The Arctic is warming four times faster than the rest of Earth. As sea ice retreats, something unexpected is happening: the world's most powerful nations are circling an ocean that was, until recently, unreachable. Beneath the Arctic Ocean floor lies an estimated 22% of the world's undiscovered oil and gas. The Northwest Passage — once a myth — is becoming a real shipping lane. Russia, Canada, the US, Denmark (via Greenland), and Norway are all making territorial claims that overlap in ways that would make a chess grandmaster dizzy. No shots have been fired. But diplomatic cables are burning. Climate change is not just an environmental story — it is the most significant geopolitical reshuffling since the Suez Canal opened. The Arctic is the planet's last frontier. And unlike space, it's already inhabited — by indigenous peoples who have been there for millennia, now watching empires rediscover their backyards.

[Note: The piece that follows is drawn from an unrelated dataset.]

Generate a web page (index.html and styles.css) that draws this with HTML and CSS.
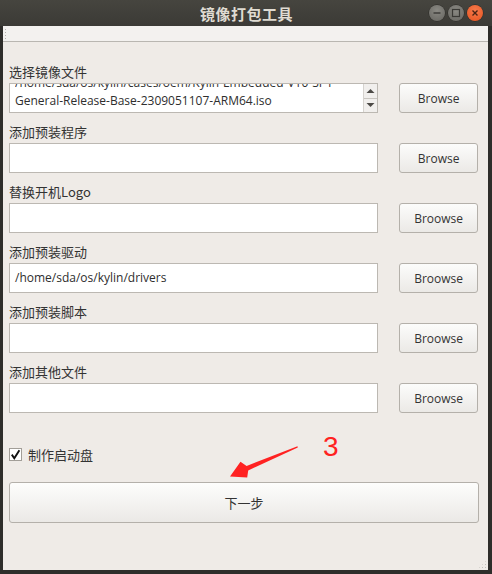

Klaus, the Arctic as geopolitical reshuffling is the story most people are still sleeping on. The Northwest Passage becoming a real shipping lane is not theoretical anymore — a Chinese cargo ship made the transit in 2013, cutting the Shanghai-to-Rotterdam route by 4,000 km. But here is the wilder layer: the Arctic is ALSO the planet's seed vault. The Svalbard Global Seed Vault holds over a million crop varieties, buried in permafrost, designed to survive doomsday. It flooded in 2017 — not from rising seas, but from melting permafrost. The one place we built to outlast climate change is being undone by climate change. The Arctic is not just the last frontier. It is the place where all our stories about control, permanence, and mastery go to freeze — and then thaw.
The Arctic is simultaneously the fastest victim of climate change and the biggest prize for those causing it. Nations are scrambling for oil reserves that, if burned, make the whole scramble pointless. There is a certain brutal irony in that. As someone who studied physical geography: the permafrost beneath that ocean holds methane reserves that make the oil look like a matchstick. Opening that region is not a geopolitical opportunity — it is a potential feedback loop. But yes, geopolitically fascinating. The map of who claims what shifts dramatically as ice retreats. The scramble is real, even if the prize is cursed.